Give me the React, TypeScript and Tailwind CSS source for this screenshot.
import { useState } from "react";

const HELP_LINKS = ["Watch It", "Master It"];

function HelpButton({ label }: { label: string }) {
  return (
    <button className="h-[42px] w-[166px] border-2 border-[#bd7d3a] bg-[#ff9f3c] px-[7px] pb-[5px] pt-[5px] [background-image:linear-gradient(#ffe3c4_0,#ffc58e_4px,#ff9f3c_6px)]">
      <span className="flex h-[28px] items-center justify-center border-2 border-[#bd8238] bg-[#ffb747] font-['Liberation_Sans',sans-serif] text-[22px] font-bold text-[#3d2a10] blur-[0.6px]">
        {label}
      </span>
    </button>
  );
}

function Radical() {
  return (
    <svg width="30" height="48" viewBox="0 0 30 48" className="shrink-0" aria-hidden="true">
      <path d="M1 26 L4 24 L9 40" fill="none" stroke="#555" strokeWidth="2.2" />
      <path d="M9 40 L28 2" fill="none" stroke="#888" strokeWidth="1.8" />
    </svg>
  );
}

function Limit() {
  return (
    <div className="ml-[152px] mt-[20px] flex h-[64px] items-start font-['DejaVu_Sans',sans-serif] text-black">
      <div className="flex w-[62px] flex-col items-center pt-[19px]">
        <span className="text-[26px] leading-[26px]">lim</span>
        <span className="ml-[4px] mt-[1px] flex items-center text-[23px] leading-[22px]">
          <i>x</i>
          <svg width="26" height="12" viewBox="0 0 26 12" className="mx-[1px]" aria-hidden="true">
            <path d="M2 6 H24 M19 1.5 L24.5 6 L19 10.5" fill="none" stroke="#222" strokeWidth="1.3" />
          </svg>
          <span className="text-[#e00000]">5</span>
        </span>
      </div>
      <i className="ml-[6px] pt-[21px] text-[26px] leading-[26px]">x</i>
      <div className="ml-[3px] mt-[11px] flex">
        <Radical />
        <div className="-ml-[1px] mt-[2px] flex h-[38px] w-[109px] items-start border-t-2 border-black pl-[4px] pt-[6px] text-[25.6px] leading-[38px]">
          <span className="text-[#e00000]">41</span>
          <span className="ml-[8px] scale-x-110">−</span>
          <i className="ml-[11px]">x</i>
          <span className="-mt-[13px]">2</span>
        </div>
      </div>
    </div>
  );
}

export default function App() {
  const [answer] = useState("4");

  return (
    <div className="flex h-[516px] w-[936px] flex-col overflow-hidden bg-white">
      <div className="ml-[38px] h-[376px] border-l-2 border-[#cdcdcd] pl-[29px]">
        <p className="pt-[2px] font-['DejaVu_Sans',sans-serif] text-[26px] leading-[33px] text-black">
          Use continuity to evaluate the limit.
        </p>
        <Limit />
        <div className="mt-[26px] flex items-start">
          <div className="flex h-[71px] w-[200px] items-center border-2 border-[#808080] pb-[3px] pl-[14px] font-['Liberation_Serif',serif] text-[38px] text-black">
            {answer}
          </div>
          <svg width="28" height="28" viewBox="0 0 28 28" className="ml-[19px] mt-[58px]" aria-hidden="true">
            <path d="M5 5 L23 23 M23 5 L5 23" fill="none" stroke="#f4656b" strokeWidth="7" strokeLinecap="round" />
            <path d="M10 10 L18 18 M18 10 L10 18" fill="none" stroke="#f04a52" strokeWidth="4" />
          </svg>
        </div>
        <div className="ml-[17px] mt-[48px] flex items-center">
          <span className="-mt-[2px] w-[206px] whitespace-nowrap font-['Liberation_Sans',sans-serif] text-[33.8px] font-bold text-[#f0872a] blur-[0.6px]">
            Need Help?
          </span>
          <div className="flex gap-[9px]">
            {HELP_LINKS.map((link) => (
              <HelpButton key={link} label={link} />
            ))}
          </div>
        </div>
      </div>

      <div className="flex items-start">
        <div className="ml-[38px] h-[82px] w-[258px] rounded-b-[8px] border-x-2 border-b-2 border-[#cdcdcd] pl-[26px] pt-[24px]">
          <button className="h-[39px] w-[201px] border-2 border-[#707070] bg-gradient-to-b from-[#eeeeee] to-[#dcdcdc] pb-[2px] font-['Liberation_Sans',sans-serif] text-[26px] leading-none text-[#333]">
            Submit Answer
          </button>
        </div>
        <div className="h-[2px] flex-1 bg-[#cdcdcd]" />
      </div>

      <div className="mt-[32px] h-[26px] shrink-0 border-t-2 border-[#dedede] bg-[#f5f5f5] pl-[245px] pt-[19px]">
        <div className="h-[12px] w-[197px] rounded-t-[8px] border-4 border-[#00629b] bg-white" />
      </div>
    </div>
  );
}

# Problem to work on
Please set down the whole listing above without altering a single line.

# Exercise result
Give me the React, TypeScript and Tailwind CSS source for this screenshot.
import { useState } from "react";

const HELP_LINKS = ["Watch It", "Master It"];

function HelpButton({ label }: { label: string }) {
  return (
    <button className="h-[42px] w-[166px] border-2 border-[#bd7d3a] bg-[#ff9f3c] px-[7px] pb-[5px] pt-[5px] [background-image:linear-gradient(#ffe3c4_0,#ffc58e_4px,#ff9f3c_6px)]">
      <span className="flex h-[28px] items-center justify-center border-2 border-[#bd8238] bg-[#ffb747] font-['Liberation_Sans',sans-serif] text-[22px] font-bold text-[#3d2a10] blur-[0.6px]">
        {label}
      </span>
    </button>
  );
}

function Radical() {
  return (
    <svg width="30" height="48" viewBox="0 0 30 48" className="shrink-0" aria-hidden="true">
      <path d="M1 26 L4 24 L9 40" fill="none" stroke="#555" strokeWidth="2.2" />
      <path d="M9 40 L28 2" fill="none" stroke="#888" strokeWidth="1.8" />
    </svg>
  );
}

function Limit() {
  return (
    <div className="ml-[152px] mt-[20px] flex h-[64px] items-start font-['DejaVu_Sans',sans-serif] text-black">
      <div className="flex w-[62px] flex-col items-center pt-[19px]">
        <span className="text-[26px] leading-[26px]">lim</span>
        <span className="ml-[4px] mt-[1px] flex items-center text-[23px] leading-[22px]">
          <i>x</i>
          <svg width="26" height="12" viewBox="0 0 26 12" className="mx-[1px]" aria-hidden="true">
            <path d="M2 6 H24 M19 1.5 L24.5 6 L19 10.5" fill="none" stroke="#222" strokeWidth="1.3" />
          </svg>
          <span className="text-[#e00000]">5</span>
        </span>
      </div>
      <i className="ml-[6px] pt-[21px] text-[26px] leading-[26px]">x</i>
      <div className="ml-[3px] mt-[11px] flex">
        <Radical />
        <div className="-ml-[1px] mt-[2px] flex h-[38px] w-[109px] items-start border-t-2 border-black pl-[4px] pt-[6px] text-[25.6px] leading-[38px]">
          <span className="text-[#e00000]">41</span>
          <span className="ml-[8px] scale-x-110">−</span>
          <i className="ml-[11px]">x</i>
          <span className="-mt-[13px]">2</span>
        </div>
      </div>
    </div>
  );
}

export default function App() {
  const [answer] = useState("4");

  return (
    <div className="flex h-[516px] w-[936px] flex-col overflow-hidden bg-white">
      <div className="ml-[38px] h-[376px] border-l-2 border-[#cdcdcd] pl-[29px]">
        <p className="pt-[2px] font-['DejaVu_Sans',sans-serif] text-[26px] leading-[33px] text-black">
          Use continuity to evaluate the limit.
        </p>
        <Limit />
        <div className="mt-[26px] flex items-start">
          <div className="flex h-[71px] w-[200px] items-center border-2 border-[#808080] pb-[3px] pl-[14px] font-['Liberation_Serif',serif] text-[38px] text-black">
            {answer}
          </div>
          <svg width="28" height="28" viewBox="0 0 28 28" className="ml-[19px] mt-[58px]" aria-hidden="true">
            <path d="M5 5 L23 23 M23 5 L5 23" fill="none" stroke="#f4656b" strokeWidth="7" strokeLinecap="round" />
            <path d="M10 10 L18 18 M18 10 L10 18" fill="none" stroke="#f04a52" strokeWidth="4" />
          </svg>
        </div>
        <div className="ml-[17px] mt-[48px] flex items-center">
          <span className="-mt-[2px] w-[206px] whitespace-nowrap font-['Liberation_Sans',sans-serif] text-[33.8px] font-bold text-[#f0872a] blur-[0.6px]">
            Need Help?
          </span>
          <div className="flex gap-[9px]">
            {HELP_LINKS.map((link) => (
              <HelpButton key={link} label={link} />
            ))}
          </div>
        </div>
      </div>

      <div className="flex items-start">
        <div className="ml-[38px] h-[82px] w-[258px] rounded-b-[8px] border-x-2 border-b-2 border-[#cdcdcd] pl-[26px] pt-[24px]">
          <button className="h-[39px] w-[201px] border-2 border-[#707070] bg-gradient-to-b from-[#eeeeee] to-[#dcdcdc] pb-[2px] font-['Liberation_Sans',sans-serif] text-[26px] leading-none text-[#333]">
            Submit Answer
          </button>
        </div>
        <div className="h-[2px] flex-1 bg-[#cdcdcd]" />
      </div>

      <div className="mt-[32px] h-[26px] shrink-0 border-t-2 border-[#dedede] bg-[#f5f5f5] pl-[245px] pt-[19px]">
        <div className="h-[12px] w-[197px] rounded-t-[8px] border-4 border-[#00629b] bg-white" />
      </div>
    </div>
  );
}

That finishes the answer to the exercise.